Brewers at Manchester Union Brewery said their customers are unsure if they will be able to reopen.

In the dark

Although he understands why pubs are waiting for more information from the Government about social distancing before deciding whether or not to reopen as soon as allowed, Evans said this has left him in a tricky position.

He said: “By rights we should be brewing now, so that by the end of July we are starting to have extra beer coming through the pipeline. But then if we brew now it is more costs and staff to pay and then if pubs and bars aren't opening, the beer is going to be sat there and we will be lengthening the problems we are having.”

“If people don't know [the guidelines for reopening], how can they plan? [Pubs] can’t even plan because it may or may not be possible for them to open. [It] just means as a brewery we have no idea what to do, to brew or not.”

"Probably biggest challenge we have got right now is the uncertainty, we have been speaking to other breweries to understand where they think the on-trade is going to be."

He added: "We are less than three weeks away from opening and I don't know any bar that is 100% certain about what they are going to do and what measures they're going to put in place."

Logan Plant, founder of London brewery Beavertown, agreed that the release of guidelines on how pubs can reopen would aid brewing.

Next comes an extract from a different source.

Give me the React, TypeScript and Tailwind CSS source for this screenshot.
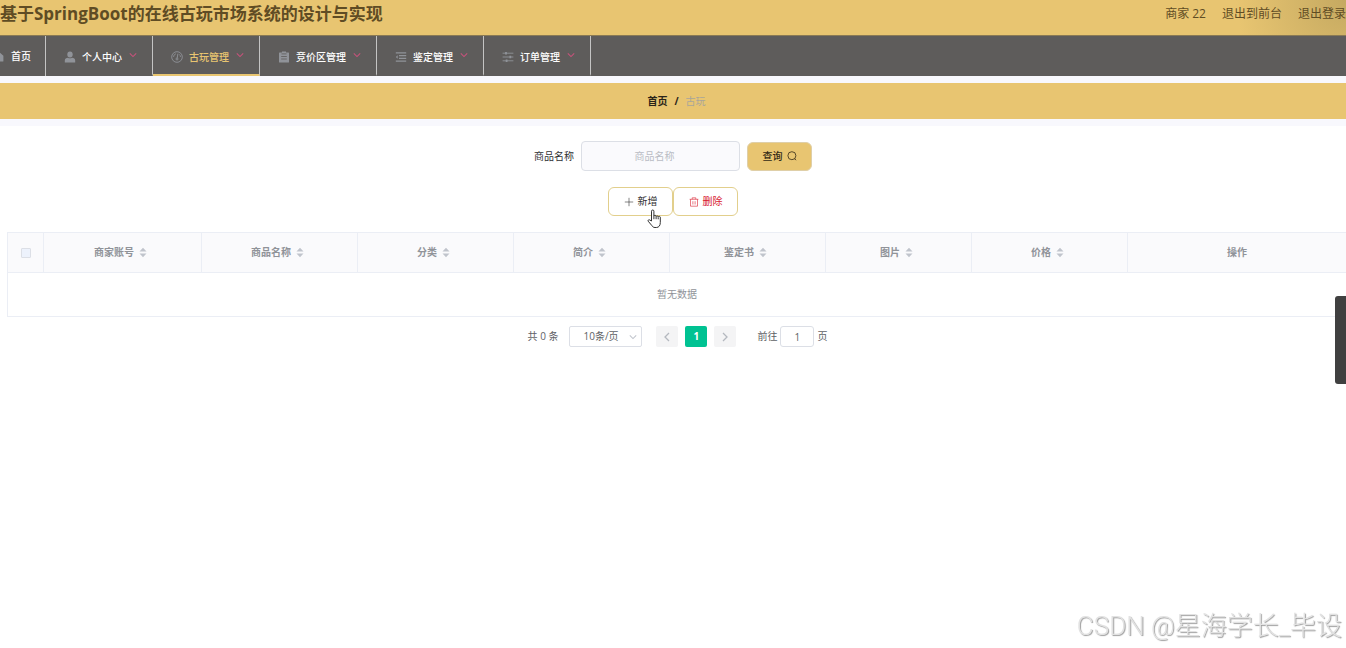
import { useState, type ReactNode } from 'react';

type IconProps = { className?: string };

function HomeIcon({ className }: IconProps) {
  return (
    <svg viewBox="0 0 12 12" className={className} fill="currentColor">
      <path d="M6 .8 11.4 5.8V11a.6.6 0 0 1-.6.6H7.6V8H4.4v3.6H1.2A.6.6 0 0 1 .6 11V5.8z" />
    </svg>
  );
}

function UserIcon({ className }: IconProps) {
  return (
    <svg viewBox="0 0 12 12" className={className} fill="currentColor">
      <ellipse cx="6" cy="3.4" rx="2.7" ry="3" />
      <path d="M.8 11.4V9.4C.8 7.8 2.2 7 4 6.800c1.200.7 2.800.7 4 0 1.800.2 3.200 1 3.200 2.600v2z" />
    </svg>
  );
}

function GaugeIcon({ className }: IconProps) {
  return (
    <svg viewBox="0 0 12 12" className={className} fill="none" stroke="currentColor">
      <circle cx="6" cy="6" r="5.3" strokeWidth=".9" />
      <path d="M2.500 6A3.500 3.500 0 0 1 5 2.700M9.500 6a3.500 3.500 0 0 0-1.200-2.600" strokeWidth=".8" />
      <path d="M6.900 2.700 6.200 7" strokeWidth=".9" />
      <circle cx="6" cy="8" r="1" strokeWidth=".9" />
    </svg>
  );
}

function ClipboardIcon({ className }: IconProps) {
  return (
    <svg viewBox="0 0 12 12" className={className}>
      <path fill="currentColor" d="M4 .4h4v1h2.500a.5.5 0 0 1 .5.5v9.200a.5.5 0 0 1-.5.5h-9a.5.5 0 0 1-.5-.5V1.900a.5.5 0 0 1 .5-.5H4z" />
      <path stroke="#5e5c5b" strokeWidth=".8" d="M3.500 2.900h5M3.200 5.500h5.600M3.200 8h5.600" />
    </svg>
  );
}

function FoldIcon({ className }: IconProps) {
  return (
    <svg viewBox="0 0 12 12" className={className} fill="none" stroke="currentColor" strokeWidth="1.200">
      <path d="M.8 1.900h10.400M4 4.700h7.200M4 7.300h7.200M.8 10.100h10.400" />
      <path d="M2.700 4.300.8 6l1.900 1.700z" fill="currentColor" stroke="none" />
    </svg>
  );
}

function SlidersIcon({ className }: IconProps) {
  return (
    <svg viewBox="0 0 12 12" className={className} fill="none" stroke="currentColor">
      <path d="M.6 2.200h10.800M.6 6h10.800M.6 9.800h10.800" strokeWidth=".9" />
      <path d="M4 1v2.400M8.300 4.800v2.400M4.600 8.600V11" strokeWidth="1.800" />
    </svg>
  );
}

function Chevron({ className, d = 'M1 3l4 4 4-4' }: IconProps & { d?: string }) {
  return (
    <svg viewBox="0 0 10 10" className={className} fill="none" stroke="currentColor" strokeWidth="1.300">
      <path d={d} />
    </svg>
  );
}

function SortIcon() {
  return (
    <svg viewBox="0 0 8 12" className="h-3 w-2 text-[#c0c4cc]" fill="currentColor">
      <path d="M4 .8 7.500 4.600h-7zM4 10.200.5 6.400h7z" />
    </svg>
  );
}

const menus: { label: string; icon: ReactNode; active?: boolean }[] = [
  { label: '个人中心', icon: <UserIcon className="size-3" /> },
  { label: '古玩管理', icon: <GaugeIcon className="size-3" />, active: true },
  { label: '竞价区管理', icon: <ClipboardIcon className="size-3" /> },
  { label: '鉴定管理', icon: <FoldIcon className="size-3" /> },
  { label: '订单管理', icon: <SlidersIcon className="size-3" /> },
];

const columns = [
  { label: '商家账号', width: 'w-[158px]' },
  { label: '商品名称', width: 'w-[156px]' },
  { label: '分类', width: 'w-[156px]' },
  { label: '简介', width: 'w-[156px]' },
  { label: '鉴定书', width: 'w-[156px]' },
  { label: '图片', width: 'w-[146px]' },
  { label: '价格', width: 'w-[156px]' },
];

function Header() {
  return (
    <header className="flex h-[35px] items-start justify-between overflow-hidden bg-[#e8c571] bg-[radial-gradient(circle_at_100%_0,#c5a961_0,#e8c571_110px)] text-[#5f4c24]">
      <h1 className="text-[17px] font-bold leading-7 whitespace-nowrap">
        基于SpringBoot的在线古玩市场系统的设计与实现
      </h1>
      <div className="flex gap-4 text-xs leading-7 whitespace-nowrap">
        <span>商家 22</span>
        <a href="#front">退出到前台</a>
        <a href="#logout">退出登录</a>
      </div>
    </header>
  );
}

function Navbar() {
  return (
    <nav className="flex h-[41px] overflow-hidden border-t border-[#8a7a55] bg-[#5e5c5b] text-[10px] font-medium text-white">
      <a href="#home" className="flex w-[46px] items-center justify-end gap-[7px] border-r border-[#c4c4c4] pr-[14px]">
        <HomeIcon className="size-3 shrink-0 text-[#909399]" />
        <span className="shrink-0">首页</span>
      </a>
      {menus.map((menu) => (
        <button
          key={menu.label}
          type="button"
          className={`flex items-center border-r border-b-2 border-r-[#c4c4c4] pt-1 pr-[15px] pl-[18px] ${
            menu.active ? 'border-b-[#e8c571] text-[#e8c571]' : 'border-b-transparent'
          }`}
        >
          <span className="text-[#909399]">{menu.icon}</span>
          <span className="mr-[7px] ml-[6px]">{menu.label}</span>
          <Chevron className="mb-1 size-2 text-[#c9527c]" />
        </button>
      ))}
    </nav>
  );
}

function Breadcrumb() {
  return (
    <div className="border-y-[7px] border-[#f8f8fd] bg-[#e8c571]">
      <div className="flex h-9 items-center justify-center gap-[6px] pl-[7px] text-[10px]">
        <a href="#home" className="font-bold text-[#2a2418]">首页</a>
        <span className="px-px font-bold text-[#2a2418]">/</span>
        <span className="text-[#aaa699]">古玩</span>
      </div>
    </div>
  );
}

function SearchForm() {
  return (
    <form className="flex items-center justify-center gap-[7px] pt-[15px]" onSubmit={(e) => e.preventDefault()}>
      <label htmlFor="goods" className="text-[10px] text-[#303133]">商品名称</label>
      <input
        id="goods"
        placeholder="商品名称"
        className="h-[30px] w-[159px] rounded border border-[#dcdfe6] bg-[#fafafd] pr-3 text-center text-[10px] outline-none placeholder:text-[#b9bcc4]"
      />
      <button
        type="submit"
        className="flex h-[29px] w-[65px] items-center justify-center gap-1 rounded-md border border-[#dfcfa8] bg-[#e8c571] text-[10px] font-medium text-[#332a16]"
      >
        查询
        <svg viewBox="0 0 10 10" className="size-[10px]" fill="none" stroke="currentColor" strokeWidth=".8">
          <circle cx="4.900" cy="4.700" r="4" />
          <path d="M7.700 7.600 9 9.200" />
        </svg>
      </button>
    </form>
  );
}

// Hand pointer resting on the add button
function Pointer() {
  return (
    <svg viewBox="0 0 14 20" className="absolute top-[22px] left-[39px] h-5 w-[14px]" fill="#fff" stroke="#333" strokeWidth="1" strokeLinejoin="round">
      <path d="M4.500 12V2.200a1.200 1.200 0 0 1 2.400 0v5a1.100 1.100 0 0 1 2.200.4 1.100 1.100 0 0 1 2.100.5 1.100 1.100 0 0 1 2.100.7v4.700c0 2.900-1.300 5-4 5H8c-1.600 0-2.500-.8-3.300-2.100L1.200 12.200c-.6-1 .7-2 1.600-1.200z" />
      <path d="M6.900 7.200v3M9.100 7.800v2.400M11.200 8.300v2" fill="none" />
    </svg>
  );
}

function Actions() {
  const base =
    'flex h-[29px] w-[65px] items-center justify-center gap-1 rounded-md border border-[#e2cf8c] bg-white text-[10px]';
  return (
    <div className="flex justify-center pt-4">
      <div className="relative">
        <button type="button" className={`${base} text-[#333]`}>
          <svg viewBox="0 0 10 10" className="size-[10px]" fill="none" stroke="currentColor" strokeWidth=".6">
            <path d="M5 .8v8.400M.8 5h8.400" />
          </svg>
          新增
        </button>
        <Pointer />
      </div>
      <button type="button" className={`${base} text-[#d8202f]`}>
        <svg viewBox="0 0 10 10" className="size-[10px]" fill="none" stroke="currentColor" strokeWidth=".6">
          <path d="M.6 2.300h8.800M3.200 2.300V.8h3.600v1.500M1.500 2.300v6.900h7V2.300M3.900 4.200v3.300M6.100 4.200v3.300" />
        </svg>
        删除
      </button>
    </div>
  );
}

function GoodsTable() {
  return (
    <table className="w-full table-fixed border-separate border-spacing-0 border-t border-l border-[#ebeef5] text-[10px] text-[#909399]">
      <thead className="bg-[#fafafc]">
        <tr className="h-10">
          <th className="w-9 border-r border-b border-[#ebeef5] p-0">
            <input
              type="checkbox"
              disabled
              aria-label="全选"
              className="mx-auto block size-[10px] appearance-none rounded-[1px] border border-[#dcdfe6] bg-[#edf2fc]"
            />
          </th>
          {columns.map((column) => (
            <th key={column.label} className={`${column.width} border-r border-b border-[#ebeef5] p-0 font-bold`}>
              <div className="flex items-center justify-center gap-[5px] pr-1">
                {column.label}
                <SortIcon />
              </div>
            </th>
          ))}
          <th className="border-b border-[#ebeef5] p-0 font-bold">操作</th>
        </tr>
      </thead>
      <tbody>
        <tr className="h-11">
          <td colSpan={columns.length + 2} className="border-b border-[#ebeef5] p-0 text-center">
            暂无数据
          </td>
        </tr>
      </tbody>
    </table>
  );
}

function Pagination() {
  const [page, setPage] = useState('1');
  return (
    <div className="flex items-center justify-center pt-[9px] pl-[2px] text-[10px] text-[#606266]">
      <span className="mr-[11px]">共 0 条</span>
      <div className="relative mr-[14px]">
        <select
          aria-label="每页条数"
          className="block h-[21px] w-[73px] appearance-none rounded-xs border border-[#dcdfe6] bg-white pl-[13px] outline-none"
        >
          <option>10条/页</option>
          <option>20条/页</option>
        </select>
        <Chevron className="pointer-events-none absolute top-[7px] right-[5px] size-2 text-[#c0c4cc]" />
      </div>
      <div className="mr-[21px] flex gap-[7px]">
        <button type="button" aria-label="上一页" className="flex h-[21px] w-[22px] items-center justify-center rounded-xs bg-[#f4f4f5] text-[#b4b8bf]">
          <Chevron className="size-[10px]" d="M7 1 3 5l4 4" />
        </button>
        <button type="button" className="h-[21px] w-[22px] rounded-xs bg-[#00c292] font-bold text-white">
          1
        </button>
        <button type="button" aria-label="下一页" className="flex h-[21px] w-[22px] items-center justify-center rounded-xs bg-[#f4f4f5] text-[#b4b8bf]">
          <Chevron className="size-[10px]" d="M3 1l4 4-4 4" />
        </button>
      </div>
      <label className="flex items-center gap-[3px]">
        前往
        <input
          value={page}
          onChange={(e) => setPage(e.target.value)}
          className="h-[21px] w-[34px] rounded-[3px] border border-[#dcdfe6] text-center outline-none"
        />
        页
      </label>
    </div>
  );
}

export default function App() {
  return (
    <div className="min-h-screen overflow-hidden bg-white font-['Open_Sans','Noto_Sans_CJK_SC',sans-serif]" lang="zh-CN">
      <Header />
      <Navbar />
      <Breadcrumb />
      <main>
        <SearchForm />
        <Actions />
        <div className="pt-4 pl-[7px]">
          <GoodsTable />
          <Pagination />
        </div>
      </main>
      <div className="fixed top-[296px] right-0 h-[88px] w-[11px] rounded-l-[3px] bg-[#404040]" />
      <p className="fixed right-1 bottom-1 font-['Roboto','Noto_Sans_CJK_SC',sans-serif] text-[26px] leading-9 font-light text-[#e2e2e2] [text-shadow:1px_1px_1px_#9c9c9c]">
        CSDN @星海学长_毕设
      </p>
    </div>
  );
}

He said: “Ultimately, clearer guidelines will enable breweries to prepare to make the best quality beer possible, avoid wastage and make sure they’re producing enough product to keep up with demand."

Similarly, Camden Town Brewery's managing director Adam Keary said the brewery had had to decide several weeks ago to launch its brewing operation for a 4 July reopening date, despite the lack of certainty.​ He said it was frustrating that the Government had not released any guidelines yet.

It comes as the Government has been criticised for a lack of clarity on when guidelines about how to reopen safely can be expected.

The British Beer & Pub Association (BBPA) has today (15 June) reiterated its calls for the Government to announce a clear date for when pubs can reopen. Business secretary Alok Sharma did confirm that pubs will not be allowed to reopen any sooner than 4 July​, after speculation beer gardens may be allowed to reopen next week.

Survey of brewers

The Society of Independent Brewers (SIBA) has called on the Government to issue further financial support for breweries as well as to provide them with certainty on when and how pubs can reopen.

In a survey of smaller breweries, the organisation found that 97% of brewers can be ready to supply pubs by the earmarked date of 4 July but only if Prime Minister Boris Johnson offers a roadmap and guidance on social distancing imminently.

Half of brewers said they believe most pubs aren’t economically viable with social distancing at all but a further 47% said they would be only viable if the social distancing requirement was reduced from 2m to 1m.

James Calder, SIBA chief executive said: “Getting pubs reopened quickly and safely is simply the first step on the road to recovery for small brewers – for others irreparable damage has already been done.

"Breweries have not received the same levels of financial support from Government as the rest of the sector, the global brewers are looking to eat our lunch and we face a hugely different, unpredictable and chaotic marketplace when things do re-open.”

Those surveyed by SIBA (90%) said they feared small independent businesses would lose out as larger multinational breweries saw an increase in their market share.

Despite the uncertainty, brewer Evans said he is excited about the future and added: “We’d rather be stuck with a little bit of beer rather than caught short.”